-- Start Material for this exercise --
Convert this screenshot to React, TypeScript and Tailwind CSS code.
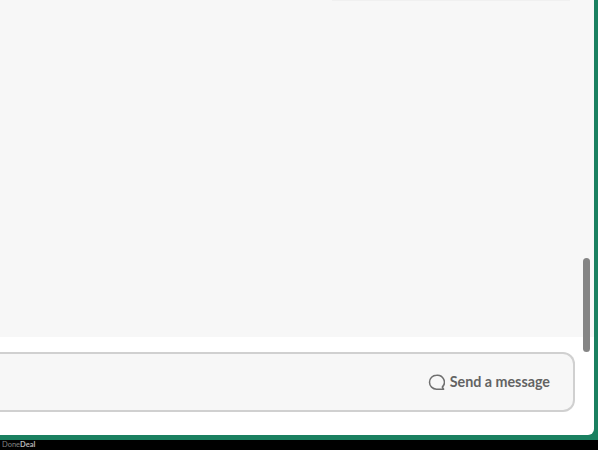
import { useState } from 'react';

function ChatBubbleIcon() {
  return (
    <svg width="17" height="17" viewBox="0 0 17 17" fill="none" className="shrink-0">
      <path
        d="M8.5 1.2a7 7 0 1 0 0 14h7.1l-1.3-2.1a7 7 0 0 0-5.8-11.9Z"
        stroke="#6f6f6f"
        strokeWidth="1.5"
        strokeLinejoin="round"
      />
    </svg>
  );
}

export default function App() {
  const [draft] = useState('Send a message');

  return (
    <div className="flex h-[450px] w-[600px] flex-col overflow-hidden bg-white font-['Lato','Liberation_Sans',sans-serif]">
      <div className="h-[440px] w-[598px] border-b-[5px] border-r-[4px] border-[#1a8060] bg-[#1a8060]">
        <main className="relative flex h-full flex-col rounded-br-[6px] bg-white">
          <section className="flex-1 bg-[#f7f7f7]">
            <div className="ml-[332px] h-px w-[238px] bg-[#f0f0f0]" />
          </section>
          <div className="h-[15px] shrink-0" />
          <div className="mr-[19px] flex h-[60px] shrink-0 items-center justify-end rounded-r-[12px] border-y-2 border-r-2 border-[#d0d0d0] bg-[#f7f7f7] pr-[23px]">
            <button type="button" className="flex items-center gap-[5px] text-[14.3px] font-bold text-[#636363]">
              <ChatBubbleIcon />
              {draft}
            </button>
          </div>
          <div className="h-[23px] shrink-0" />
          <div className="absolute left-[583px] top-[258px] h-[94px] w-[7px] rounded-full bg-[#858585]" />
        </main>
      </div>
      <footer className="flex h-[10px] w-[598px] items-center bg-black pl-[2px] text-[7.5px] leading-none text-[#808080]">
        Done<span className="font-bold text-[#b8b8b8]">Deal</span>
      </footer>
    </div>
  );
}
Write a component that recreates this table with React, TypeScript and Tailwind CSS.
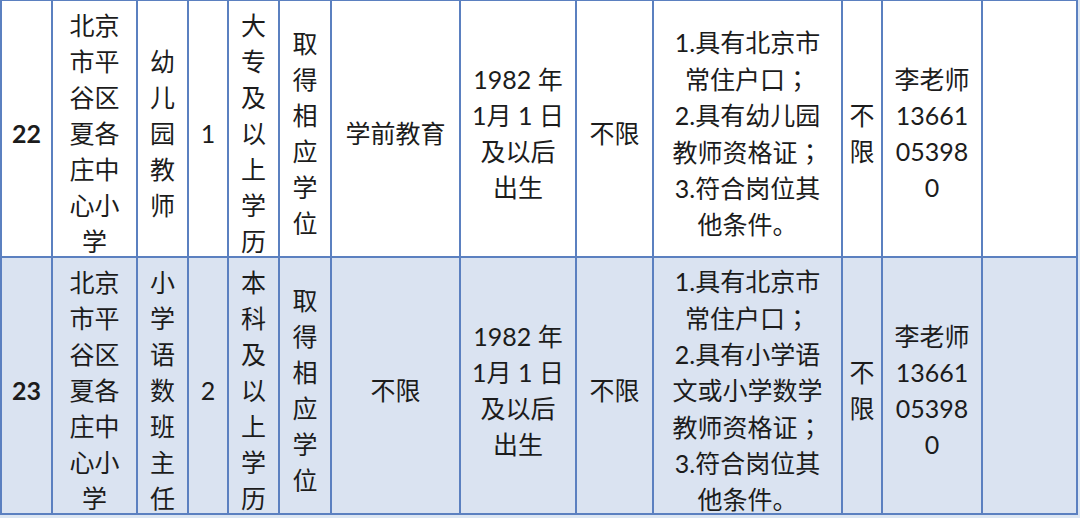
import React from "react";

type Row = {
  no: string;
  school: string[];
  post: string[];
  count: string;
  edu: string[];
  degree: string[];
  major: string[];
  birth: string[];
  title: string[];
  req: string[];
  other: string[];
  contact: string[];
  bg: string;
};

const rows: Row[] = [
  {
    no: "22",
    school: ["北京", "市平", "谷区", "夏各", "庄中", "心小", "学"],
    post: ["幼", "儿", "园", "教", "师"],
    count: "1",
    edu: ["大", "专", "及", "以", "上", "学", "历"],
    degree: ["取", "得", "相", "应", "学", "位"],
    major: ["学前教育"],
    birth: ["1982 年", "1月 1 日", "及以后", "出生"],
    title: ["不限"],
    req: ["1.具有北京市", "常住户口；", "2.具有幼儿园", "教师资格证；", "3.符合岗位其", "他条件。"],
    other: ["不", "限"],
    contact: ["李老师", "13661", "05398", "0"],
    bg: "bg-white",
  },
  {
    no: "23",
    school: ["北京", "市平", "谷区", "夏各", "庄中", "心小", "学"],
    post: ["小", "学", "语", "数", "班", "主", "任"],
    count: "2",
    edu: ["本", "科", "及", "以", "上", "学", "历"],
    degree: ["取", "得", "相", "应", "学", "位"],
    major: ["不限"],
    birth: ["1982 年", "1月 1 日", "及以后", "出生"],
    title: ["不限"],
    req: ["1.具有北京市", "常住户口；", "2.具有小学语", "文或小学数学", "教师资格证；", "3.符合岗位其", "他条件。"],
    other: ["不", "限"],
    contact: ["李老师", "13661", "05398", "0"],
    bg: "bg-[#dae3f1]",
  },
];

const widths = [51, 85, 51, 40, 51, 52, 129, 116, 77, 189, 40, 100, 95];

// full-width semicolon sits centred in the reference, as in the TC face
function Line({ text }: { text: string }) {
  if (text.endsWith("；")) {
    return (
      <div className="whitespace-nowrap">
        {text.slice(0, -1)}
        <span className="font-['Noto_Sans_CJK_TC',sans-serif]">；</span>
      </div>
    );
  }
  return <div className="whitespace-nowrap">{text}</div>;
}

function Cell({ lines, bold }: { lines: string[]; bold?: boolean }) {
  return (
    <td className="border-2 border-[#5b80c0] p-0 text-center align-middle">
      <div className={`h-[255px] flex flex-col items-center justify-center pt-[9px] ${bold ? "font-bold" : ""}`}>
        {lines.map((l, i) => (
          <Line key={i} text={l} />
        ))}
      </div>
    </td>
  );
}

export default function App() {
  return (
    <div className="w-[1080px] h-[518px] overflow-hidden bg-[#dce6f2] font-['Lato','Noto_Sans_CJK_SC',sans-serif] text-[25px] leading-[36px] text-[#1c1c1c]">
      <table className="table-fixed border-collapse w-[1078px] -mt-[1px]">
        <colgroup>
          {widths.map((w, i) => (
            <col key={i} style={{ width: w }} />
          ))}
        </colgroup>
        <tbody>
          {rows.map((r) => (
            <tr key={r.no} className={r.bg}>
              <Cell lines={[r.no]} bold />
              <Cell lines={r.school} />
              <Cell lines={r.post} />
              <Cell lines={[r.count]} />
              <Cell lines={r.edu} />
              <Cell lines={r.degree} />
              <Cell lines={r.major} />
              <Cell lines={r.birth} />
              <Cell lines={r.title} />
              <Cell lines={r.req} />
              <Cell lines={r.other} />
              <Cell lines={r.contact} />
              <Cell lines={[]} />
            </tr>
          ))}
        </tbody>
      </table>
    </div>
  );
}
-- End Material for this exercise --
-- Start Material for this exercise --
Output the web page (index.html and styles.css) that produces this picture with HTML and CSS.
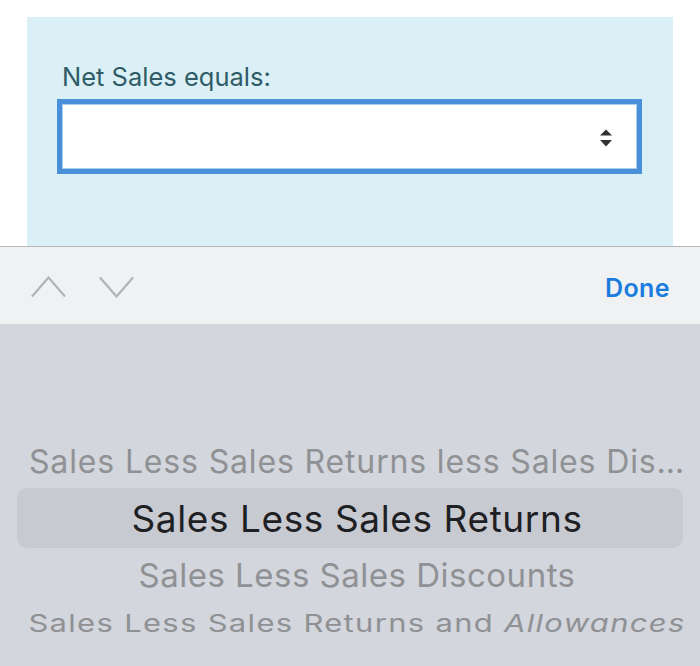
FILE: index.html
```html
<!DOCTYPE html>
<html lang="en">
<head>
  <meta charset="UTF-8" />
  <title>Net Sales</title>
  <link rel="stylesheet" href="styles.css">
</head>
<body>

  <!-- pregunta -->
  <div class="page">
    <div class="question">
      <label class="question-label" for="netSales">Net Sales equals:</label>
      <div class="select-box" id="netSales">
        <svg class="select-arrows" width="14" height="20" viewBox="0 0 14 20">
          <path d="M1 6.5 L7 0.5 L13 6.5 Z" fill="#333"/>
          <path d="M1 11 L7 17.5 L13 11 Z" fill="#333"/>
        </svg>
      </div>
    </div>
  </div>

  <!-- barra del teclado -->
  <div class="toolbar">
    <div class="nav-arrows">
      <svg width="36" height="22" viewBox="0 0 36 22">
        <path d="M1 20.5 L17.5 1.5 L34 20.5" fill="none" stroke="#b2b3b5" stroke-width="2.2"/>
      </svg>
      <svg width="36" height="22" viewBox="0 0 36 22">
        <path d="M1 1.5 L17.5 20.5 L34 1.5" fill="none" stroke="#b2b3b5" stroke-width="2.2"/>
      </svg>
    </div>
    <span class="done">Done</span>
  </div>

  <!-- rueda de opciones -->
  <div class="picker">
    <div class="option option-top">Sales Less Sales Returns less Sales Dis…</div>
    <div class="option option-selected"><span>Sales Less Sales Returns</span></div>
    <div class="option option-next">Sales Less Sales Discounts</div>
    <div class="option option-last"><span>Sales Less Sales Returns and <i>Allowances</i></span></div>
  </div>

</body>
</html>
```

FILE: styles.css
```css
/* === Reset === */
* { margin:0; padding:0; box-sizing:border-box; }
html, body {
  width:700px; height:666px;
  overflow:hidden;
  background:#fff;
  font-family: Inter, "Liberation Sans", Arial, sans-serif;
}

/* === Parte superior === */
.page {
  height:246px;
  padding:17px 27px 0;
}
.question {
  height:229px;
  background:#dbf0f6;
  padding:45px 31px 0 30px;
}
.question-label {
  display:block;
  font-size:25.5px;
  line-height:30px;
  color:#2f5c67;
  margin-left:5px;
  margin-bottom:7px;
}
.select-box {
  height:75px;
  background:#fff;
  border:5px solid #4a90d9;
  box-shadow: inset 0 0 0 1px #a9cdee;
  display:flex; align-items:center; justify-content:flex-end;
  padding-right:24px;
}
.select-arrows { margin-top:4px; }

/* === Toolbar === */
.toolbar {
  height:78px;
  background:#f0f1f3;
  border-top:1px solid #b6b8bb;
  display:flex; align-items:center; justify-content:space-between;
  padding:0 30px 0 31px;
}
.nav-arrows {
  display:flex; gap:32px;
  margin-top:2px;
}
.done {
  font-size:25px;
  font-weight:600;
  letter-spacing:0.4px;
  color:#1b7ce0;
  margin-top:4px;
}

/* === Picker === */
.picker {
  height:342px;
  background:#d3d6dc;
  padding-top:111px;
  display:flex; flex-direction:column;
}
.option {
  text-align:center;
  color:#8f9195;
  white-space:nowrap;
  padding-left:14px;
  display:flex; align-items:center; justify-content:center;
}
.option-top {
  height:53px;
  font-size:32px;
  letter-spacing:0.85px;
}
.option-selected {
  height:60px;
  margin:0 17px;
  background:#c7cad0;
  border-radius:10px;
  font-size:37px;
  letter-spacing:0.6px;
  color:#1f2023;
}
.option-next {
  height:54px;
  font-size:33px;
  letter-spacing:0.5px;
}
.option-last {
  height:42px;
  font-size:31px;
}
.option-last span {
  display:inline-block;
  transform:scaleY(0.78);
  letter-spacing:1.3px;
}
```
-- End Material for this exercise --
Task prompt ▸
Only the number is wanted: how many lines above include the word "table"?

The reply ▸
3